Распрямление

Я должна была прожить в городе в самой середине Англии несколько месяцев. Знакомый рекомендовал мне остановиться в тамошнем "церковном доме".

 

До тех пор я не подозревала о том, что я была согбенной. Я знала, что в РПЦ бытует то отношение к женщинам, которое в английском называется sexist, т.е. унизительно-снисходительно-пренебрежительное, но я не знала, что в Церкви оно может быть другим (подчеркиваю здесь, что речь идет о вульгарно-бытовом, каждодневном отношении, а не о Писании и Предании). Sexism был в России всегда; естественно, что он был и есть в Русской Церкви.

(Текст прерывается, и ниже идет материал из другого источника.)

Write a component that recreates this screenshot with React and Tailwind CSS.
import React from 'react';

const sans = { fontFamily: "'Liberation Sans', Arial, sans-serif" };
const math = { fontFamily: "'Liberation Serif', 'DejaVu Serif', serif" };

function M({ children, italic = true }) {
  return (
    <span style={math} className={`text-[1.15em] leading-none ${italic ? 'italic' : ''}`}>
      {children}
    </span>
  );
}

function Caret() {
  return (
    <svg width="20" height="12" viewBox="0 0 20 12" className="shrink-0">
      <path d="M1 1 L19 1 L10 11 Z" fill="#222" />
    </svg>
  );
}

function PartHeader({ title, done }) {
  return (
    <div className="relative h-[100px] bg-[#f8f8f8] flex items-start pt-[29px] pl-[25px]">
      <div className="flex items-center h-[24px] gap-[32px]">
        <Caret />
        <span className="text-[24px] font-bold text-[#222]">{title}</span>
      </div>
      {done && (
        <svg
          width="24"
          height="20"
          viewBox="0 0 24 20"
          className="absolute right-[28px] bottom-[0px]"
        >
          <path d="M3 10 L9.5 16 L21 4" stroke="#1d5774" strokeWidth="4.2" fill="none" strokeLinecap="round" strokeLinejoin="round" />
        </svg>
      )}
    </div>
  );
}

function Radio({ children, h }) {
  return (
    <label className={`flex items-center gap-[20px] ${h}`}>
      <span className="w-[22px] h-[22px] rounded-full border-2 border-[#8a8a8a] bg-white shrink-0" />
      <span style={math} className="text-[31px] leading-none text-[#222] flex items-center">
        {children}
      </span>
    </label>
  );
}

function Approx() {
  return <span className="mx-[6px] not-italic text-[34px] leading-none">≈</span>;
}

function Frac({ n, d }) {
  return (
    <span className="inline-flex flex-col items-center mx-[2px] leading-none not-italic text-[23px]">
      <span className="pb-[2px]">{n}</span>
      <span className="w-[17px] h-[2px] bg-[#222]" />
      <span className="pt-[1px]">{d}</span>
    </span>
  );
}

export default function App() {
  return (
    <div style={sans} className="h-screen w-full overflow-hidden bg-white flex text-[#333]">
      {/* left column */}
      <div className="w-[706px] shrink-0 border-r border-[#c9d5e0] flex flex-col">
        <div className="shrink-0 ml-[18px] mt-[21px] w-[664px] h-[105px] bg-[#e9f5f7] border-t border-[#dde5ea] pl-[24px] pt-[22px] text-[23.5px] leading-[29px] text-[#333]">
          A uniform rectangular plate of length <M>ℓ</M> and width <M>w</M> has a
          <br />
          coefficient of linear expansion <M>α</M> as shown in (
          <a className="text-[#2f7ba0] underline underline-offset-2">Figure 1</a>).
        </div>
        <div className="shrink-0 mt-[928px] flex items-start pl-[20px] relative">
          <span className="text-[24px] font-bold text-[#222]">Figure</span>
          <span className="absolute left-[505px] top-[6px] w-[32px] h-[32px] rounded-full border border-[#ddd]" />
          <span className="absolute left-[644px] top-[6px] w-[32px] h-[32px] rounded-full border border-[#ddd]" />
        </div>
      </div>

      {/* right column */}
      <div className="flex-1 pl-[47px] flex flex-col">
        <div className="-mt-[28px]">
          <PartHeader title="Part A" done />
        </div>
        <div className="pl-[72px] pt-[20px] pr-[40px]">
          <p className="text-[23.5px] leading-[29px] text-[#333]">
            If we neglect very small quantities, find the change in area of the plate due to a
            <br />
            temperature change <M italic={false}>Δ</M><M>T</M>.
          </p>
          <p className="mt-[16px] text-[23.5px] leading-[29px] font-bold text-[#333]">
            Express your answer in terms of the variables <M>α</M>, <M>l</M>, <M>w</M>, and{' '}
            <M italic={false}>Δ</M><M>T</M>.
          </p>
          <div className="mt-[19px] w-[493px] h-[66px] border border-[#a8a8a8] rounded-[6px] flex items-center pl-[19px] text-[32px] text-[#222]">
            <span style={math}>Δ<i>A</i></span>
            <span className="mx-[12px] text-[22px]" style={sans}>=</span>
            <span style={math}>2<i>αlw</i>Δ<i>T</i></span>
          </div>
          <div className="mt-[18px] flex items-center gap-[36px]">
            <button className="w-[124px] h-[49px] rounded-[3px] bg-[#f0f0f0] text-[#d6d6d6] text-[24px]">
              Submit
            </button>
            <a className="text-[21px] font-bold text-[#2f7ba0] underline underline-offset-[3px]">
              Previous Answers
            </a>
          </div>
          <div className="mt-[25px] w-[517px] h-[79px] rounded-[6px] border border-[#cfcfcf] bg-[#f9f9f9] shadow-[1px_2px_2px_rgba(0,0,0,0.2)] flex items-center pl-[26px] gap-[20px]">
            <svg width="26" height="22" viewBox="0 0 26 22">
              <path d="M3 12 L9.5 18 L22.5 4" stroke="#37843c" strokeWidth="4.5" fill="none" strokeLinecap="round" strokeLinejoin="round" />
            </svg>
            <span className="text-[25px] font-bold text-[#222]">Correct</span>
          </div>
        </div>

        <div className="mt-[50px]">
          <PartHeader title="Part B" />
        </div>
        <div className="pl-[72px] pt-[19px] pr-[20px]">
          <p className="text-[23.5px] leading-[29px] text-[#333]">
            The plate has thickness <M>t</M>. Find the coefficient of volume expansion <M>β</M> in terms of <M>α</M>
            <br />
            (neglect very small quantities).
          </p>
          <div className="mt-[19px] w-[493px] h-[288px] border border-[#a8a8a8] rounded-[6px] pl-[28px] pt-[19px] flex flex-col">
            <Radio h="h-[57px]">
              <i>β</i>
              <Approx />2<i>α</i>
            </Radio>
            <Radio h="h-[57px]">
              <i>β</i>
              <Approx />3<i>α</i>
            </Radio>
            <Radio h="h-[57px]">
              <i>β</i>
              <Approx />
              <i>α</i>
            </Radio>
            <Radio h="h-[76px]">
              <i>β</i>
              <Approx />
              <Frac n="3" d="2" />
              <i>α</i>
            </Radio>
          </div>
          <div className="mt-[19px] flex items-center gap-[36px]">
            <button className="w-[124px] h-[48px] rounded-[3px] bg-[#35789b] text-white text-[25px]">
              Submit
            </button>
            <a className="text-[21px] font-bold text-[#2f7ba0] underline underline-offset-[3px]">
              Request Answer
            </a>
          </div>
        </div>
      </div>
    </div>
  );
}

Фраза "После Воскресения Иисус Христос явился женам-мироносицам, а не апостолам потому, что Он знал, что они будут не в состоянии держать рот на замке" является нормой; многие считают ее образцом православного юмора. Я – нет, и не только потому, что я – женщина, а еще и потому, что мне неприятна попытка автора навязать Христу свое вульгарное восприятие женщин. Я терпела снисходительное отношение смирения ради, хотя и чувствовала, что что-то не так было в доктрине о том, что женщин надо смирять ради их же пользы – м.б., это и хорошо было для женщин, но уж точно нехорошо для смиряющих их мужчин, да и женщин урезало до состояния инфантильно-бессловесной дурочки (что, конечно, имеет свои преимущества). Этот вопрос был для меня болезненным: я знала, что Иисус Христос никогда не относился с женщинам так, как относились многие священники и прихожане. Более того, во всех евангельских историях о Его встречах и разговорах с женщинами было отсуствие даже намека на снисходительность, а ветер свободы прямо-таки бил в лицо.

 

Храм (Константинопольского Патриархата) и дом при нем находились посреди мусульманских кварталов, недалеко от мечети. Я только что вернулась из Шотландии, была помешана на всем шотландском, и сразу сделала глупость. Священник был англичанином, и я немедленно, едва познакомившись, заявила ему, что Шотландия должна быть независимой, т.к. с Англией у нее нет ничего общего, и что шотландская культура несравненно выше и самобытнее английской. О. И. взорвался совсем не по-английски. Мы обменялись несколькими колкостями, разговор сошел на нет, и я уже думала, что знакомство, едва начавшись, безнадежно испорчено. В то же время, в происшедшем было нечто необычное. Позже, уже в моей новой комнате, я поняла, что необычным было то, как о. И. ко мне отнесся – он говорил со мной как с равной, причем это отношение было самим собою разумеющимся. Мы оба общались грубо, но на равных.

 

Я не была для него "надоедливой", "неразумной" или "безмозглой" , или даже просто "женщиной прежде всего", т.е. некоей готовой схемой, с которой обращаются безотносительно ее личности. Я была человеком, сотворенным по образу и подобию Бога, так же, как и все. Что касается самого о. И., то он (как и его жена) был не кем-то, "кто имеет авторитет и власть и кого нужно автоматически слушаться", а равный мне и другим, или даже их слуга, в евангельском смысле этого слова. Вокруг него витал очень естественный воздух свободы, как в Евангелиях.

 

Литургии в том храме были исключительно сконцентрированы на Евхаристии. Эта фраза звучит довольно абсурдно, т.к. Литургия и должна быть на ней сконцентрирована, но реальность часто бывает далекой от этого идеала. В том храме все евхаристические молитвы (включая молитвы Анафоры и перед причастием) произносились громко и ясно и с великим благоговением, никто не вычитывал невнятной скороговоркой "Господи помилуй" сорок раз, махая пальцами в воздухе; все пришедшие знали, что происходит, и полноценно участвовали в происходящем. Приход был интернациональным: англичане, румыны, греки, русские, эфиопы, цыгане, и др..; язык богослужения был смешанным и варьировался в зависимости от того, люди каких национальностей были в храме.

 

Те несколько месяцев, прожитых в доме при храме, настолько распрямили меня, что после этого у меня начались сложности. Я потеряла способность молча терпеть унизительно-снисходительное отношение, даже если оно было под маской заботы о моем благе.